European and American companies are hoping to make the most of the moment.

In December, Abiy received European Commission President Ursula von der Leyen, who laid out plans to forge a new relationship with Africa beyond just development aid and strategies to prevent the flow of migrants into Europe.

The previous month, Adam Boehler, the CEO of America’s International Development Finance Corporation, the investment branch of the U.S. government, said Washington is “prepared to make multibillion-dollar investments in Ethiopia.”

Such high-profile visits, analysts say, shows that Western economies have finally arrived at the table alongside China, the Gulf States and Russia, which have all been maneuvering for influence in Ethiopia since its economy started to boom about a decade ago. One of the most visible pledges came in 2018 through a $3 billion package of aid and investment from the United Arab Emirates.

“It would be a gross simplification to say that Ethiopia will no longer seek Chinese overseas development finance. China and Ethiopia continue to enjoy robust trade and investment relations,” said Mamo, the prime minister’s senior adviser.

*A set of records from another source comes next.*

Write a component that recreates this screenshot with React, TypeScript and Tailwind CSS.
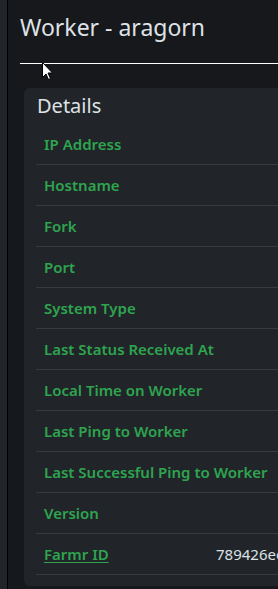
import React from "react";

const rows: { label: string; value?: string; link?: boolean }[] = [
  { label: "IP Address" },
  { label: "Hostname" },
  { label: "Fork" },
  { label: "Port" },
  { label: "System Type" },
  { label: "Last Status Received At" },
  { label: "Local Time on Worker" },
  { label: "Last Ping to Worker" },
  { label: "Last Successful Ping to Worker" },
  { label: "Version" },
  { label: "Farmr ID", value: "789426ee3b1f4c2a", link: true },
];

export default function App() {
  return (
    <div
      className="relative w-[278px] h-[589px] overflow-hidden flex bg-[#212529]"
      style={{ fontFamily: '"Noto Sans", "Open Sans", sans-serif' }}
    >
      <div className="w-[7px] shrink-0 bg-[#212529] border-r border-black box-content" />
      <div className="flex-1 min-w-0 bg-[#16181b] pl-[12px] pt-[13px]">
        <h4 className="text-[23px] leading-[28px] text-[#dee2e6] whitespace-nowrap">Worker - aragorn</h4>
        <div className="mt-[22px] h-px bg-white w-[600px]" />
        <div className="mt-[24px] ml-[4px] w-[600px] rounded-[6px] bg-[#212529] px-[12px] pt-[6px] pb-[11px]">
          <h5 className="text-[20px] leading-[24px] text-[#dee2e6] pl-px mb-[6px]">Details</h5>
          <div className="flex flex-col">
            {rows.map((r) => (
              <div key={r.label} className="flex h-[41px] items-center border-b border-[#373b3e] px-[8px] whitespace-nowrap">
                <span
                  className={
                    "w-[172px] shrink-0 overflow-visible text-[15px] font-semibold text-[#2ea44f] " +
                    (r.link ? "underline underline-offset-[2px]" : "")
                  }
                >
                  {r.label}
                </span>
                {r.value && <span className="text-[15px] text-[#dee2e6]">{r.value}</span>}
              </div>
            ))}
          </div>
        </div>
      </div>
      <svg className="absolute left-[42px] top-[62px]" width="12" height="19" viewBox="0 0 12 19">
        <path d="M0.5 0.5 L0.5 15.5 L4 12 L6.5 17.5 L8.5 16.5 L6 11 L10.5 11 Z" fill="#fff" stroke="#000" strokeWidth="1" />
      </svg>
    </div>
  );
}
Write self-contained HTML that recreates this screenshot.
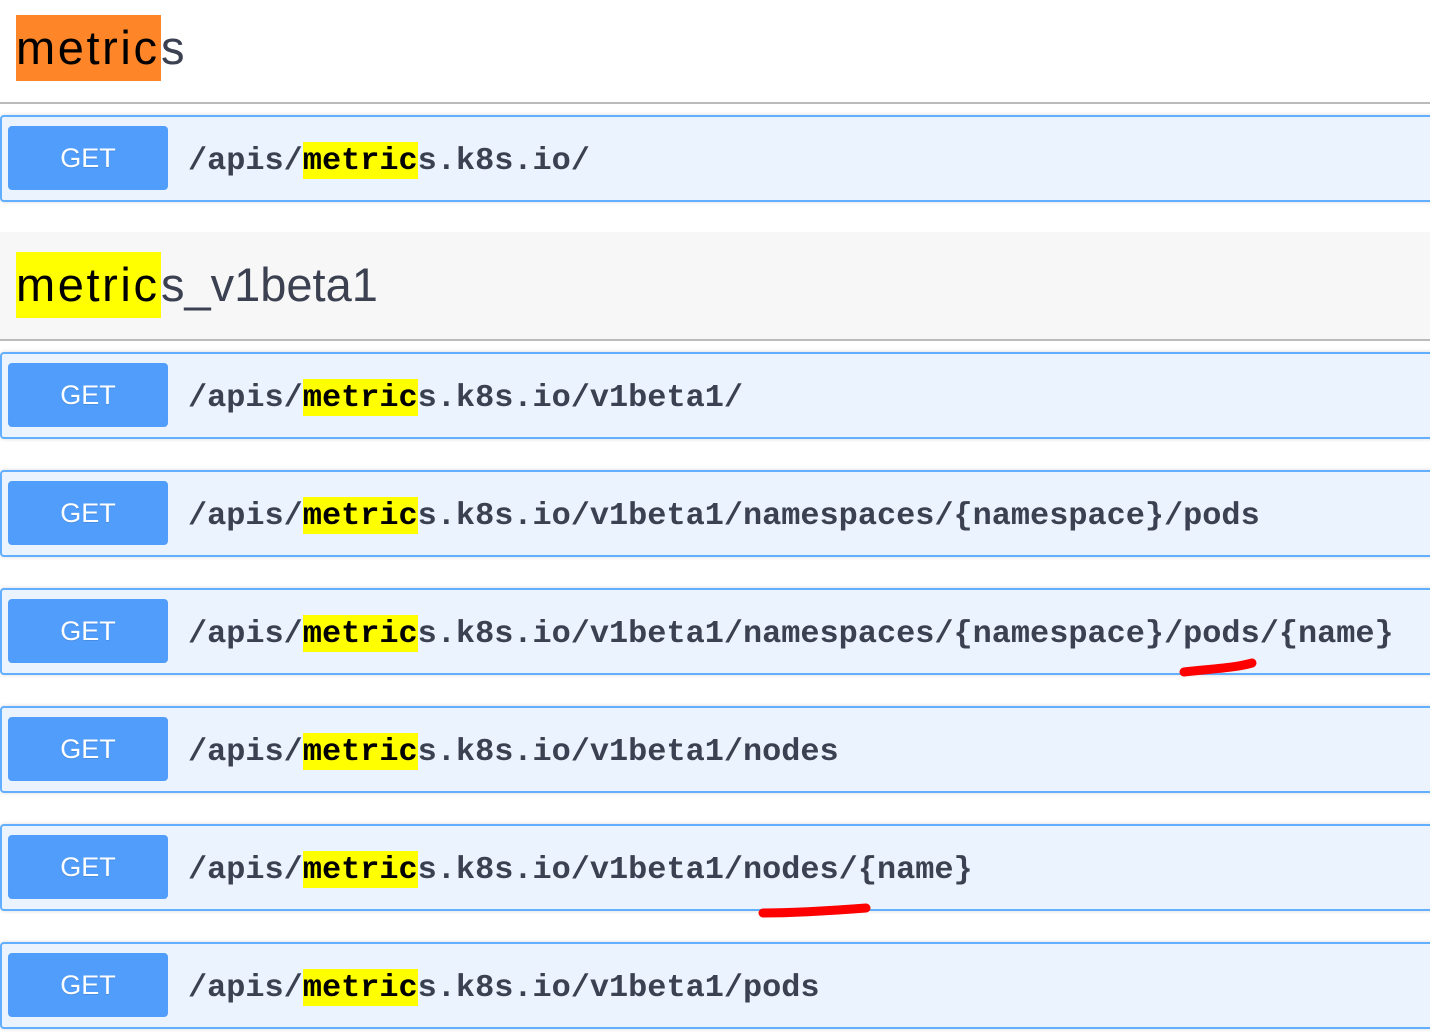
<!DOCTYPE html>
<html><head><meta charset="utf-8"><style>
body{margin:0;width:1430px;height:1024px;background:#fff;position:relative;overflow:hidden;font-family:"Liberation Sans",sans-serif;}
.h{position:absolute;left:0;width:1430px;border-bottom:2px solid #bbb;}
.h span.t{position:absolute;left:16px;font-size:47px;color:#3b4151;line-height:66px;}
.h b{font-weight:normal;color:#000;display:inline-block;width:145px;letter-spacing:2.6px;}
.row{position:absolute;left:0;width:1440px;height:87px;box-sizing:border-box;background:#ebf3fe;border:2px solid #61affe;border-radius:4px;box-shadow:0 0 4px rgba(0,0,0,.15);}
.btn{position:absolute;left:6px;top:9px;width:160px;height:64px;background:#519dfb;border-radius:4px;color:#fff;font-size:27px;text-align:center;line-height:64px;text-shadow:0 1px 0 rgba(0,0,0,.1);}
.p{position:absolute;left:186px;top:0;line-height:88px;font-family:"Liberation Mono",monospace;font-weight:bold;font-size:31.9px;color:#3b4151;white-space:pre;}
.p b{background:#ffff00;color:#000;}
</style></head><body>
<div class="h" style="top:0;height:102px;"><span class="t" style="top:15px;"><b style="background:#fe8629">metric</b>s</span></div>
<div class="row" style="top:115px"><div class="btn">GET</div><div class="p">/apis/<b>metric</b>s.k8s.io/</div></div>
<div class="h" style="top:232px;height:107px;background:#f7f7f7;"><span class="t" style="top:20px;"><b style="background:#ffff00">metric</b>s_v1beta1</span></div>
<div class="row" style="top:352px"><div class="btn">GET</div><div class="p">/apis/<b>metric</b>s.k8s.io/v1beta1/</div></div>
<div class="row" style="top:470px"><div class="btn">GET</div><div class="p">/apis/<b>metric</b>s.k8s.io/v1beta1/namespaces/{namespace}/pods</div></div>
<div class="row" style="top:588px"><div class="btn">GET</div><div class="p">/apis/<b>metric</b>s.k8s.io/v1beta1/namespaces/{namespace}/pods/{name}</div></div>
<div class="row" style="top:706px"><div class="btn">GET</div><div class="p">/apis/<b>metric</b>s.k8s.io/v1beta1/nodes</div></div>
<div class="row" style="top:824px"><div class="btn">GET</div><div class="p">/apis/<b>metric</b>s.k8s.io/v1beta1/nodes/{name}</div></div>
<div class="row" style="top:942px"><div class="btn">GET</div><div class="p">/apis/<b>metric</b>s.k8s.io/v1beta1/pods</div></div>
<svg style="position:absolute;left:0;top:0" width="1430" height="1024"><path d="M1184 672 C1210 669 1235 668 1252 663" stroke="#f00" stroke-width="9" stroke-linecap="round" fill="none"/><path d="M763 913 C800 913 840 910 866 908" stroke="#f00" stroke-width="9" stroke-linecap="round" fill="none"/></svg>
</body></html>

But, he continued, “financing from the Word Bank and the IMF has an additional attraction of being concessional, long term and predictable without unduly distressing the public debt burden.”

Irmgard Erasmus, a senior financial economist at NKC African Economics, a research company, said China had been very flexible with Ethiopia in accommodating Addis Ababa’s hard currency liquidity challenges and restructuring their loans.

But, he added, “the Asian giant’s decision to start closing the funding taps came at the same time as some positive developments in the Ethiopian political space, which allowed Ethiopia to pivot to multilaterals as they are more willing to engage.”